— Begin The input —

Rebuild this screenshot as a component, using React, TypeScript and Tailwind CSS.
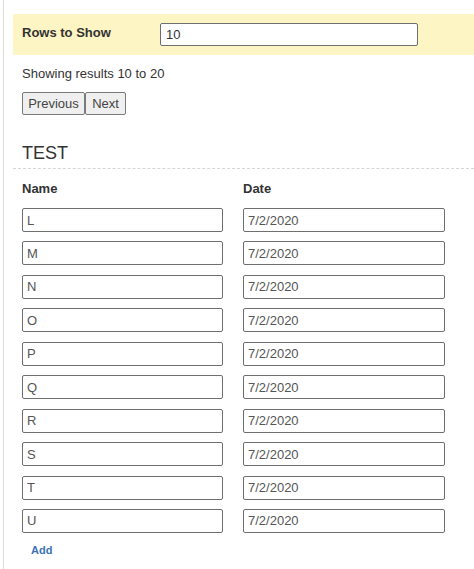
import React from 'react';

const rows = ['L', 'M', 'N', 'O', 'P', 'Q', 'R', 'S', 'T', 'U'];

export default function App() {
  return (
    <div className="min-h-[569px] bg-white font-['Liberation_Sans',Arial,sans-serif] text-[13px] text-[#333]">
      <div className="ml-[3px] min-h-[569px] border-l border-[#dcdcdc] pl-[9px] pt-[14px]">
        {/* Rows to show */}
        <div className="flex h-[41px] items-start bg-[#fdf5c4] pl-[9px] pt-[9px]">
          <span className="w-[138px] pt-[2px] font-bold leading-[15px] text-[#333]">Rows to Show</span>
          <input
            type="text"
            defaultValue="10"
            className="h-[23px] w-[258px] rounded-[2px] border border-[#6f6f6f] bg-white px-[5px] text-[13px] text-[#333] outline-none"
          />
        </div>

        <div className="pl-[9px]">
          <p className="mt-[11px] leading-[15px]">Showing results 10 to 20</p>

          <div className="mt-[11px] flex">
            <button className="h-[23px] w-[63px] rounded-[2px] border border-[#7a7a7a] bg-[#efefef] text-[13px] text-[#444]">
              Previous
            </button>
            <button className="h-[23px] w-[41px] rounded-[2px] border border-[#7a7a7a] bg-[#efefef] text-[13px] text-[#444]">
              Next
            </button>
          </div>

          <h2 className="mt-[27px] text-[18px] leading-[22px] text-[#333]">TEST</h2>
        </div>

        <div className="mt-[4px] border-t border-dashed border-[#d6d6d6]" />

        <div className="pl-[9px]">
          <div className="mt-[12px] grid grid-cols-[201px_202px] gap-x-[20px] font-bold leading-[15px]">
            <span>Name</span>
            <span>Date</span>
          </div>

          <div className="mt-[12px] flex flex-col gap-y-[9.45px]">
            {rows.map((r) => (
              <div key={r} className="grid grid-cols-[201px_202px] gap-x-[20px]">
                <input
                  type="text"
                  defaultValue={r}
                  className="h-[24px] rounded-[2px] border border-[#6f6f6f] bg-white px-[4px] text-[13px] text-[#555] outline-none"
                />
                <input
                  type="text"
                  defaultValue="7/2/2020"
                  className="h-[24px] rounded-[2px] border border-[#6f6f6f] bg-white px-[4px] text-[13px] text-[#555] outline-none"
                />
              </div>
            ))}
          </div>

          <a className="ml-[9px] mt-[9px] inline-block text-[11px] font-bold text-[#3b72b9]">Add</a>
        </div>
      </div>
    </div>
  );
}
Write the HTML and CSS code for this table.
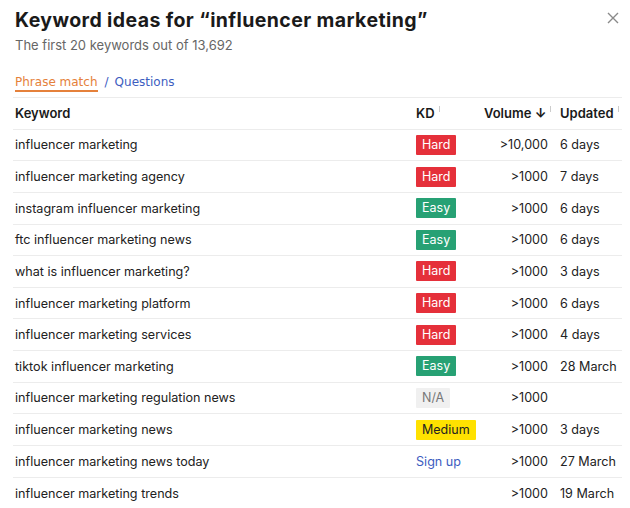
FILE: index.html
```html
<!DOCTYPE html>
<html>
<head>
<meta charset="utf-8">
<link rel="stylesheet" href="styles.css">
</head>
<body>
<div class="panel">
  <div class="head">
    <h1 class="title">Keyword ideas for “influencer marketing”</h1>
    <svg class="close" width="12" height="12" viewBox="0 0 12 12"><path d="M1 1L11 11M11 1L1 11" stroke="#8a8a8a" stroke-width="1.4" fill="none"/></svg>
  </div>
  <div class="sub">The first 20 keywords out of 13,692</div>
  <div class="tabs"><span class="tab active">Phrase match</span><span class="slash">/</span><span class="tab link">Questions</span></div>
  <div class="table">
    <div class="row hdr">
      <div class="c kw">Keyword</div>
      <div class="c kd">KD<span class="tick"></span></div>
      <div class="c vol">Volume <span class="arrow">↓</span><span class="tick"></span></div>
      <div class="c upd">Updated<span class="tick"></span></div>
    </div>
    <div class="row"><div class="c kw">influencer marketing</div><div class="c kd"><span class="b hard">Hard</span></div><div class="c vol">&gt;10,000</div><div class="c upd">6 days</div></div>
    <div class="row"><div class="c kw">influencer marketing agency</div><div class="c kd"><span class="b hard">Hard</span></div><div class="c vol">&gt;1000</div><div class="c upd">7 days</div></div>
    <div class="row"><div class="c kw">instagram influencer marketing</div><div class="c kd"><span class="b easy">Easy</span></div><div class="c vol">&gt;1000</div><div class="c upd">6 days</div></div>
    <div class="row"><div class="c kw">ftc influencer marketing news</div><div class="c kd"><span class="b easy">Easy</span></div><div class="c vol">&gt;1000</div><div class="c upd">6 days</div></div>
    <div class="row"><div class="c kw">what is influencer marketing?</div><div class="c kd"><span class="b hard">Hard</span></div><div class="c vol">&gt;1000</div><div class="c upd">3 days</div></div>
    <div class="row"><div class="c kw">influencer marketing platform</div><div class="c kd"><span class="b hard">Hard</span></div><div class="c vol">&gt;1000</div><div class="c upd">6 days</div></div>
    <div class="row"><div class="c kw">influencer marketing services</div><div class="c kd"><span class="b hard">Hard</span></div><div class="c vol">&gt;1000</div><div class="c upd">4 days</div></div>
    <div class="row"><div class="c kw">tiktok influencer marketing</div><div class="c kd"><span class="b easy">Easy</span></div><div class="c vol">&gt;1000</div><div class="c upd">28 March</div></div>
    <div class="row"><div class="c kw">influencer marketing regulation news</div><div class="c kd"><span class="b na">N/A</span></div><div class="c vol">&gt;1000</div><div class="c upd"></div></div>
    <div class="row"><div class="c kw">influencer marketing news</div><div class="c kd"><span class="b med">Medium</span></div><div class="c vol">&gt;1000</div><div class="c upd">3 days</div></div>
    <div class="row"><div class="c kw">influencer marketing news today</div><div class="c kd"><span class="signup">Sign up</span></div><div class="c vol">&gt;1000</div><div class="c upd">27 March</div></div>
    <div class="row"><div class="c kw">influencer marketing trends</div><div class="c kd"></div><div class="c vol">&gt;1000</div><div class="c upd">19 March</div></div>
  </div>
</div>
</body>
</html>
```
FILE: styles.css
```css
html, body { margin: 0; padding: 0; background: #fff; }
body { font-family: Inter, "Noto Sans", sans-serif; color: #222; }
.panel { padding: 0 8px 0 13px; }
.head { display: flex; justify-content: space-between; align-items: flex-start; padding-top: 7px; }
.title { margin: 0 0 0 2px; font-family: Inter, sans-serif; font-weight: 700; font-size: 19.5px; line-height: 26px; color: #1a1a1a; letter-spacing: 0.4px; }
.close { margin-top: 5px; margin-right: 3px; }
.sub { margin: 3px 0 0 2px; font-size: 13px; color: #666; line-height: 18px; }
.tabs { margin: 19px 0 0 2px; font-family: "DejaVu Sans", sans-serif; font-size: 12px; line-height: 18px; height: 24px; }
.tab.active { color: #e5813b; border-bottom: 2px solid #e5813b; padding-bottom: 1px; }
.slash { color: #3d5dbf; margin: 0 6px 0 7px; }
.tab.link { color: #3d5dbf; }
.table { border-top: 1px solid #ececec; }
.row { display: grid; grid-template-columns: 401px 70px 66px 1fr; height: 31.64px; box-sizing: border-box; border-bottom: 1px solid #ececec; align-items: center; font-size: 12.6px; }
.row:last-child { border-bottom: none; }
.c { white-space: nowrap; }
.kw { padding-left: 2px; }
.kd { padding-left: 2px; }
.vol { text-align: right; padding-right: 2px; }
.upd { padding-left: 10px; }
.hdr { font-weight: 600; color: #1a1a1a; font-size: 13px; }
.arrow { font-weight: 700; }
.tick { display: inline-block; width: 1px; height: 6px; background: #ccc; margin-left: 4px; vertical-align: 6px; }
.b { display: inline-block; padding: 0 6px; height: 20px; line-height: 20px; font-size: 12.5px; border-radius: 1px; }
.hard { background: #e5303a; color: #fff; }
.easy { background: #27a174; color: #fff; }
.med { background: #ffe100; color: #222; }
.na { background: #f0f0f0; color: #777; }
.signup { color: #3d5dbf; }
```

— End The input —

* **Exercise description**
Except for the pictures, copy the material above exactly.

* **In response**
Rebuild this screenshot as a component, using React, TypeScript and Tailwind CSS.
import React from 'react';

const rows = ['L', 'M', 'N', 'O', 'P', 'Q', 'R', 'S', 'T', 'U'];

export default function App() {
  return (
    <div className="min-h-[569px] bg-white font-['Liberation_Sans',Arial,sans-serif] text-[13px] text-[#333]">
      <div className="ml-[3px] min-h-[569px] border-l border-[#dcdcdc] pl-[9px] pt-[14px]">
        {/* Rows to show */}
        <div className="flex h-[41px] items-start bg-[#fdf5c4] pl-[9px] pt-[9px]">
          <span className="w-[138px] pt-[2px] font-bold leading-[15px] text-[#333]">Rows to Show</span>
          <input
            type="text"
            defaultValue="10"
            className="h-[23px] w-[258px] rounded-[2px] border border-[#6f6f6f] bg-white px-[5px] text-[13px] text-[#333] outline-none"
          />
        </div>

        <div className="pl-[9px]">
          <p className="mt-[11px] leading-[15px]">Showing results 10 to 20</p>

          <div className="mt-[11px] flex">
            <button className="h-[23px] w-[63px] rounded-[2px] border border-[#7a7a7a] bg-[#efefef] text-[13px] text-[#444]">
              Previous
            </button>
            <button className="h-[23px] w-[41px] rounded-[2px] border border-[#7a7a7a] bg-[#efefef] text-[13px] text-[#444]">
              Next
            </button>
          </div>

          <h2 className="mt-[27px] text-[18px] leading-[22px] text-[#333]">TEST</h2>
        </div>

        <div className="mt-[4px] border-t border-dashed border-[#d6d6d6]" />

        <div className="pl-[9px]">
          <div className="mt-[12px] grid grid-cols-[201px_202px] gap-x-[20px] font-bold leading-[15px]">
            <span>Name</span>
            <span>Date</span>
          </div>

          <div className="mt-[12px] flex flex-col gap-y-[9.45px]">
            {rows.map((r) => (
              <div key={r} className="grid grid-cols-[201px_202px] gap-x-[20px]">
                <input
                  type="text"
                  defaultValue={r}
                  className="h-[24px] rounded-[2px] border border-[#6f6f6f] bg-white px-[4px] text-[13px] text-[#555] outline-none"
                />
                <input
                  type="text"
                  defaultValue="7/2/2020"
                  className="h-[24px] rounded-[2px] border border-[#6f6f6f] bg-white px-[4px] text-[13px] text-[#555] outline-none"
                />
              </div>
            ))}
          </div>

          <a className="ml-[9px] mt-[9px] inline-block text-[11px] font-bold text-[#3b72b9]">Add</a>
        </div>
      </div>
    </div>
  );
}
Write the HTML and CSS code for this table.
FILE: index.html
```html
<!DOCTYPE html>
<html>
<head>
<meta charset="utf-8">
<link rel="stylesheet" href="styles.css">
</head>
<body>
<div class="panel">
  <div class="head">
    <h1 class="title">Keyword ideas for “influencer marketing”</h1>
    <svg class="close" width="12" height="12" viewBox="0 0 12 12"><path d="M1 1L11 11M11 1L1 11" stroke="#8a8a8a" stroke-width="1.4" fill="none"/></svg>
  </div>
  <div class="sub">The first 20 keywords out of 13,692</div>
  <div class="tabs"><span class="tab active">Phrase match</span><span class="slash">/</span><span class="tab link">Questions</span></div>
  <div class="table">
    <div class="row hdr">
      <div class="c kw">Keyword</div>
      <div class="c kd">KD<span class="tick"></span></div>
      <div class="c vol">Volume <span class="arrow">↓</span><span class="tick"></span></div>
      <div class="c upd">Updated<span class="tick"></span></div>
    </div>
    <div class="row"><div class="c kw">influencer marketing</div><div class="c kd"><span class="b hard">Hard</span></div><div class="c vol">&gt;10,000</div><div class="c upd">6 days</div></div>
    <div class="row"><div class="c kw">influencer marketing agency</div><div class="c kd"><span class="b hard">Hard</span></div><div class="c vol">&gt;1000</div><div class="c upd">7 days</div></div>
    <div class="row"><div class="c kw">instagram influencer marketing</div><div class="c kd"><span class="b easy">Easy</span></div><div class="c vol">&gt;1000</div><div class="c upd">6 days</div></div>
    <div class="row"><div class="c kw">ftc influencer marketing news</div><div class="c kd"><span class="b easy">Easy</span></div><div class="c vol">&gt;1000</div><div class="c upd">6 days</div></div>
    <div class="row"><div class="c kw">what is influencer marketing?</div><div class="c kd"><span class="b hard">Hard</span></div><div class="c vol">&gt;1000</div><div class="c upd">3 days</div></div>
    <div class="row"><div class="c kw">influencer marketing platform</div><div class="c kd"><span class="b hard">Hard</span></div><div class="c vol">&gt;1000</div><div class="c upd">6 days</div></div>
    <div class="row"><div class="c kw">influencer marketing services</div><div class="c kd"><span class="b hard">Hard</span></div><div class="c vol">&gt;1000</div><div class="c upd">4 days</div></div>
    <div class="row"><div class="c kw">tiktok influencer marketing</div><div class="c kd"><span class="b easy">Easy</span></div><div class="c vol">&gt;1000</div><div class="c upd">28 March</div></div>
    <div class="row"><div class="c kw">influencer marketing regulation news</div><div class="c kd"><span class="b na">N/A</span></div><div class="c vol">&gt;1000</div><div class="c upd"></div></div>
    <div class="row"><div class="c kw">influencer marketing news</div><div class="c kd"><span class="b med">Medium</span></div><div class="c vol">&gt;1000</div><div class="c upd">3 days</div></div>
    <div class="row"><div class="c kw">influencer marketing news today</div><div class="c kd"><span class="signup">Sign up</span></div><div class="c vol">&gt;1000</div><div class="c upd">27 March</div></div>
    <div class="row"><div class="c kw">influencer marketing trends</div><div class="c kd"></div><div class="c vol">&gt;1000</div><div class="c upd">19 March</div></div>
  </div>
</div>
</body>
</html>
```
FILE: styles.css
```css
html, body { margin: 0; padding: 0; background: #fff; }
body { font-family: Inter, "Noto Sans", sans-serif; color: #222; }
.panel { padding: 0 8px 0 13px; }
.head { display: flex; justify-content: space-between; align-items: flex-start; padding-top: 7px; }
.title { margin: 0 0 0 2px; font-family: Inter, sans-serif; font-weight: 700; font-size: 19.5px; line-height: 26px; color: #1a1a1a; letter-spacing: 0.4px; }
.close { margin-top: 5px; margin-right: 3px; }
.sub { margin: 3px 0 0 2px; font-size: 13px; color: #666; line-height: 18px; }
.tabs { margin: 19px 0 0 2px; font-family: "DejaVu Sans", sans-serif; font-size: 12px; line-height: 18px; height: 24px; }
.tab.active { color: #e5813b; border-bottom: 2px solid #e5813b; padding-bottom: 1px; }
.slash { color: #3d5dbf; margin: 0 6px 0 7px; }
.tab.link { color: #3d5dbf; }
.table { border-top: 1px solid #ececec; }
.row { display: grid; grid-template-columns: 401px 70px 66px 1fr; height: 31.64px; box-sizing: border-box; border-bottom: 1px solid #ececec; align-items: center; font-size: 12.6px; }
.row:last-child { border-bottom: none; }
.c { white-space: nowrap; }
.kw { padding-left: 2px; }
.kd { padding-left: 2px; }
.vol { text-align: right; padding-right: 2px; }
.upd { padding-left: 10px; }
.hdr { font-weight: 600; color: #1a1a1a; font-size: 13px; }
.arrow { font-weight: 700; }
.tick { display: inline-block; width: 1px; height: 6px; background: #ccc; margin-left: 4px; vertical-align: 6px; }
.b { display: inline-block; padding: 0 6px; height: 20px; line-height: 20px; font-size: 12.5px; border-radius: 1px; }
.hard { background: #e5303a; color: #fff; }
.easy { background: #27a174; color: #fff; }
.med { background: #ffe100; color: #222; }
.na { background: #f0f0f0; color: #777; }
.signup { color: #3d5dbf; }
```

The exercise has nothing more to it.